Becoming obsessed
CAMBRIDGE, MASS.
Lord Froth said it in a 17th-century comedy: "There is nothing more unbecoming a man of quality than to laugh." But what do you do when the mere word "unbecoming" makes front-page news played bigger that day than Washington, Israel, and the Vatican in the great Commonwealth of Massachusetts?
We'll thank the folks in Minnesota, North Carolina, Florida, and other serious election spots for keeping a straight face. That is, if they even heard how "unbecoming" stole the bullhorn after the climactic gubernatorial debate last week. It began with Republican Mitt Romney using "unbecoming" to chastise the approach of Democrat Shannon O'Brien. Ms. O'Brien and many followers doubted he'd have said it about a male opponent. Mr. Romney explained he was just looking for the right word.
Senior citizens could have told him about the men's retailer sign: "If your clothes aren't becoming to you, you should be coming to us." (Evidently not copyrighted, since the line now appears in ads for dinette sets, bathtubs, body-care products, and even that tattoo that is so not-becoming to you.)
Words like "unbecoming," "becoming," and "becomes" are the standard English both candidates claim to defend, though differingly. But the words need an echo of Henny Youngman's line "compared to what?" As in much of the campaign, even when an issue raised its head, words have had a haziness unbecoming English speakers.
When the BBC talks of conduct unbecoming cricket players, a certain cricket standard is implied. We know what's cricket. We also get the idea in "conduct unbecoming an officer." OK, the jury is out on conduct unbecoming a CEO.
Shakespeare uses "unbecoming" only once, but I heard it as a student-soldier onstage with Lady Macbeth. She says it would have been "all-thing unbecoming" if Banquo were not a guest (for his own murder). Elsewhere a Lord Chamberlain speaks of "a gentle business ... becoming/ The action of good women." King Henry V says, "In peace there's nothing so becomes a man/ As modest stillness and humility." A villain who has hidden in a trunk says of a sleeping victim: "How bravely thou becom'st thy bed!"

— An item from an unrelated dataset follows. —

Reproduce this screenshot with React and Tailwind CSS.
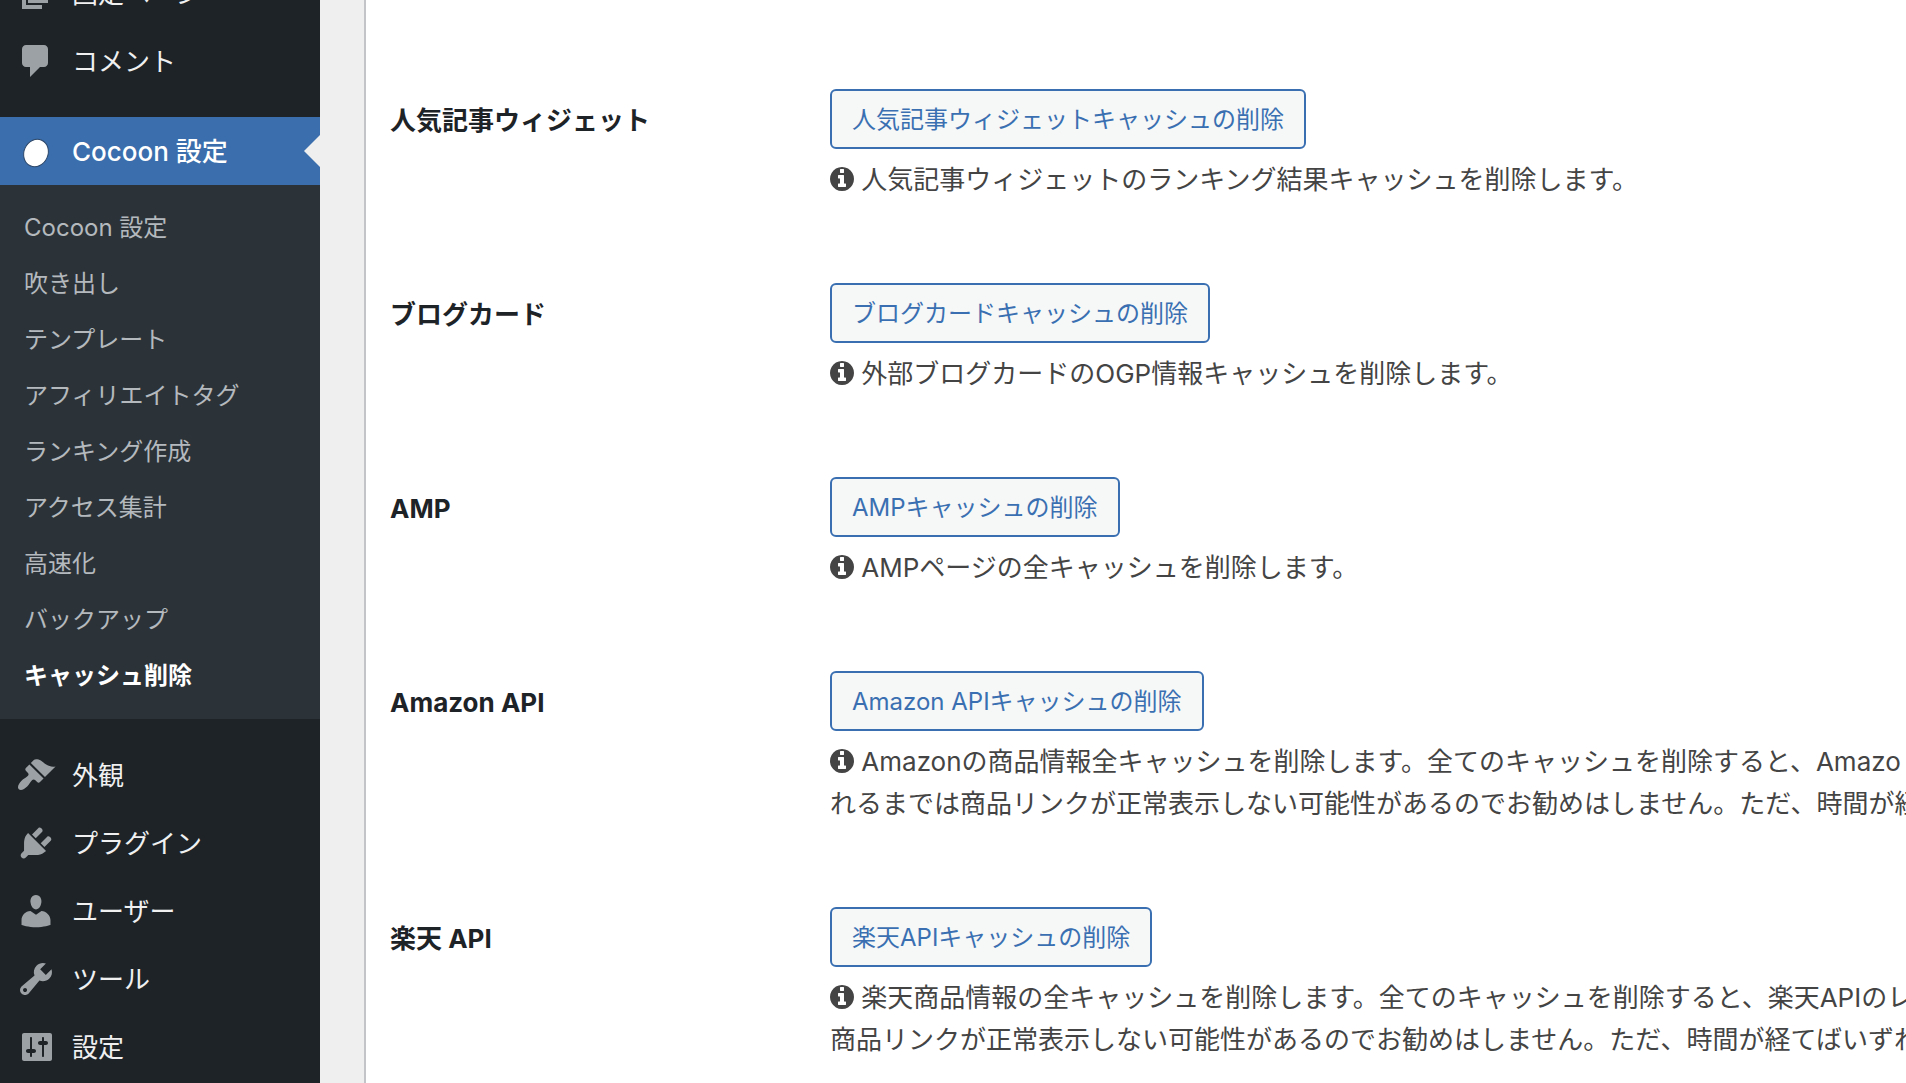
import React from "react";

const icons = {
  page: "M6 15V2h10v13H6zm-1 1h8v2H3V5h2v11z",
  comment:
    "M5 2h9q.82 0 1.41.59T16 4v7q0 .82-.59 1.41T14 13h-2l-5 5v-5H5q-.82 0-1.41-.59T3 11V4q0-.82.59-1.41T5 2z",
  appearance:
    "M14.48 11.06L7.41 3.99l1.5-1.5c.5-.56 2.3-.47 3.51.32 1.21.8 1.43 1.28 2.91 2.1 1.18.64 2.45 1.26 4.45.85zm-.71.71L6.7 4.7 4.93 6.47c-.39.39-.39 1.02 0 1.41l1.06 1.06c.39.39.39 1.03 0 1.42-.6.6-1.43 1.11-2.21 1.69-.35.26-.7.53-1.01.84C1.43 14.23.4 16.08 1.4 17.07c.99 1 2.84-.03 4.18-1.36.31-.31.58-.66.85-1.02.57-.78 1.08-1.61 1.69-2.21.39-.39 1.02-.39 1.41 0l1.06 1.06c.39.39 1.02.39 1.41 0z",
  plugins:
    "M13.11 4.36L9.87 7.6 8 5.73l3.24-3.24c.35-.34 1.05-.2 1.56.32.52.51.66 1.21.31 1.55zm-8 1.77l.91-1.12 9.01 9.01-1.19.84c-.71.71-2.63 1.16-3.82 1.16H6.14L4.9 17.26c-.59.59-1.54.59-2.12 0-.59-.58-.59-1.53 0-2.12l1.24-1.24v-3.88c0-1.13.4-3.19 1.09-3.89zm7.26 3.97l3.24-3.24c.34-.35 1.04-.21 1.55.31.52.51.66 1.21.31 1.55l-3.24 3.25z",
  users:
    "M10 9.25c-2.27 0-2.73-3.44-2.73-3.44C7 4.02 7.82 2 9.97 2c2.16 0 2.98 2.02 2.71 3.81 0 0-.41 3.44-2.68 3.44zm0 2.57L12.72 10c2.39 0 4.52 2.33 4.52 4.53v2.49s-3.65 1.13-7.24 1.13c-3.65 0-7.24-1.13-7.24-1.13v-2.49c0-2.25 1.94-4.48 4.47-4.48z",
  tools:
    "M16.68 9.77c-1.34 1.34-3.3 1.67-4.95.99l-5.41 6.52c-.99.99-2.59.99-3.58 0s-.99-2.59 0-3.57l6.52-5.42c-.68-1.65-.35-3.61.99-4.95 1.28-1.28 3.12-1.62 4.72-1.06l-2.89 2.89 2.82 2.82 2.86-2.87c.53 1.58.18 3.39-1.08 4.65zM3.81 16.21c.4.39 1.04.39 1.43 0 .4-.4.4-1.04 0-1.43-.39-.4-1.03-.4-1.43 0-.39.39-.39 1.03 0 1.43z",
  settings:
    "M18 16V4c0-.55-.45-1-1-1H4c-.55 0-1 .45-1 1v12c0 .55.45 1 1 1h13c.55 0 1-.45 1-1zM8 11h1c.55 0 1 .45 1 1s-.45 1-1 1H8v1.5c0 .28-.22.5-.5.5s-.5-.22-.5-.5V13H6c-.55 0-1-.45-1-1s.45-1 1-1h1V5.5c0-.28.22-.5.5-.5s.5.22.5.5V11zm5-2h-1c-.55 0-1-.45-1-1s.45-1 1-1h1V5.5c0-.28.22-.5.5-.5s.5.22.5.5V7h1c.55 0 1 .45 1 1s-.45 1-1 1h-1v5.5c0 .28-.22.5-.5.5s-.5-.22-.5-.5V9z",
};

const topMenu = [
  { label: "固定ページ", icon: "page" },
  { label: "コメント", icon: "comment" },
];

const subMenu = [
  "Cocoon 設定",
  "吹き出し",
  "テンプレート",
  "アフィリエイトタグ",
  "ランキング作成",
  "アクセス集計",
  "高速化",
  "バックアップ",
  "キャッシュ削除",
];

const bottomMenu = [
  { label: "外観", icon: "appearance" },
  { label: "プラグイン", icon: "plugins" },
  { label: "ユーザー", icon: "users" },
  { label: "ツール", icon: "tools" },
  { label: "設定", icon: "settings" },
];

const rows = [
  {
    title: "人気記事ウィジェット",
    button: "人気記事ウィジェットキャッシュの削除",
    lines: ["人気記事ウィジェットのランキング結果キャッシュを削除します。"],
  },
  {
    title: "ブログカード",
    button: "ブログカードキャッシュの削除",
    lines: ["外部ブログカードのOGP情報キャッシュを削除します。"],
  },
  {
    title: "AMP",
    button: "AMPキャッシュの削除",
    lines: ["AMPページの全キャッシュを削除します。"],
  },
  {
    title: "Amazon API",
    button: "Amazon APIキャッシュの削除",
    lines: [
      "Amazonの商品情報全キャッシュを削除します。全てのキャッシュを削除すると、Amazo",
      "れるまでは商品リンクが正常表示しない可能性があるのでお勧めはしません。ただ、時間が経",
    ],
  },
  {
    title: "楽天 API",
    button: "楽天APIキャッシュの削除",
    lines: [
      "楽天商品情報の全キャッシュを削除します。全てのキャッシュを削除すると、楽天APIのレ",
      "商品リンクが正常表示しない可能性があるのでお勧めはしません。ただ、時間が経てばいずれ",
    ],
  },
];

const InfoIcon = () => (
  <svg
    viewBox="0 128 1536 1536"
    className="inline size-6 fill-[#444444] align-[-2px]"
    aria-hidden="true"
  >
    <path d="M1024 1376v-160q0-14-9-23t-23-9h-96v-512q0-14-9-23t-23-9h-320q-14 0-23 9t-9 23v160q0 14 9 23t23 9h96v320h-96q-14 0-23 9t-9 23v160q0 14 9 23t23 9h448q14 0 23-9t9-23zm-128-896v-192q0-14-9-23t-23-9h-192q-14 0-23 9t-9 23v192q0 14 9 23t23 9h192q14 0 23-9t9-23zm640 416q0 209-103 385.5t-279.5 279.5-385.5 103-385.5-103-279.5-279.5-103-385.5 103-385.5 279.5-279.5 385.5-103 385.5 103 279.5 279.5 103 385.5z" />
  </svg>
);

const MenuItem = ({ label, icon }) => (
  <li>
    <a href="#" className="flex h-[68px] items-center gap-4 pl-4 text-[26px] text-[#f0f0f1]">
      <svg viewBox="0 0 20 20" className="size-10 shrink-0 fill-[#9ca1a6]" aria-hidden="true">
        <path fillRule="evenodd" d={icons[icon]} />
      </svg>
      <span>{label}</span>
    </a>
  </li>
);

const Sidebar = () => (
  <nav className="w-80 shrink-0 overflow-hidden bg-[#1d2327]">
    <ul className="-mt-[41px]">
      {topMenu.map((item) => (
        <MenuItem key={item.label} {...item} />
      ))}
      <li className="mt-[22px] mb-[22px]">
        <a
          href="#"
          className="relative flex h-[68px] items-center gap-4 bg-[#3a6eac] pl-4 text-[26px] font-medium text-white"
        >
          <svg viewBox="0 0 40 40" className="size-10 shrink-0" aria-hidden="true">
            <ellipse
              cx="20"
              cy="22"
              rx="12"
              ry="14"
              transform="rotate(24 20 22)"
              className="fill-white stroke-[#2c4668]"
              strokeWidth="1"
            />
          </svg>
          <span>Cocoon 設定</span>
          <span className="absolute top-1/2 right-0 -translate-y-1/2 border-y-16 border-r-16 border-y-transparent border-r-[#efeff0]" />
        </a>
        <ul className="bg-[#2c3338] py-[15px]">
          {subMenu.map((label) => (
            <li key={label}>
              <a
                href="#"
                className={`block pl-6 text-[24px] leading-[56px] ${
                  label === "キャッシュ削除" ? "font-semibold text-white" : "text-[#b4b9be]"
                }`}
              >
                {label}
              </a>
            </li>
          ))}
        </ul>
      </li>
      {bottomMenu.map((item) => (
        <MenuItem key={item.label} {...item} />
      ))}
    </ul>
  </nav>
);

const App = () => {
  return (
    <div
      lang="ja"
      className="flex h-screen overflow-hidden bg-[#efeff0] font-['Inter','Noto_Sans_CJK_JP',sans-serif]"
    >
      <Sidebar />
      <main className="ml-11 min-w-0 flex-1 overflow-hidden border-l-2 border-[#c3c4c7] bg-white pt-[49px] pl-6">
        <table className="w-full border-collapse">
          <tbody>
            {rows.map((row) => (
              <tr key={row.title} className="align-top">
                <th
                  scope="row"
                  className="w-[440px] min-w-[440px] pt-10 text-left text-[26px] leading-[64px] font-bold text-[#1d2327]"
                >
                  {row.title}
                </th>
                <td className="pt-10 pb-[42px]">
                  <button
                    type="button"
                    className="block h-[60px] rounded-md border-2 border-[#3a70b2] bg-[#f6f7f7] px-5 pt-0.5 text-[24px] whitespace-nowrap text-[#3a70b2]"
                  >
                    {row.button}
                  </button>
                  <p className="mt-[10px] text-[26px] leading-[42px] whitespace-nowrap text-[#444444]">
                    <InfoIcon />{" "}
                    {row.lines.map((line, i) => (
                      <React.Fragment key={line}>
                        {i > 0 && <br />}
                        {line}
                      </React.Fragment>
                    ))}
                  </p>
                </td>
              </tr>
            ))}
          </tbody>
        </table>
      </main>
    </div>
  );
};

export default App;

The debate's aftershocks leave us dangling without such references. Did Romney mean his version of O'Brien's conduct was unbecoming an achieving woman, unbecoming a worthy opponent, unbecoming an in-your-face debater? Did her response become her as a candidate, as an individual? Obviously we're in country far beyond women wearing unbecoming eyeshadow and men wearing unbecoming neckties. Not that eyeshadow or neckties are wrong.
Still it's un-Massachusettsian to turn perfectly good words into political Nerf balls. They must not be lost to spinmeisters. We know how one spinner's "aggressive" is another's "feisty." One's "stubborn" is another's "patient." One's "bland" is another's "unflappable." One's "indifferent" is another's "nonjudgmental."
We need no-spin zones for Bing Crosby singing "Moonlight Becomes You" and Eugene O'Neill rewriting Greek tragedy for "Mourning Becomes Electra."
What becomes a Massachusetts voter most after this election run-up? Maybe going to the polls anyway.
Roderick Nordell is a former Monitor writer and editor.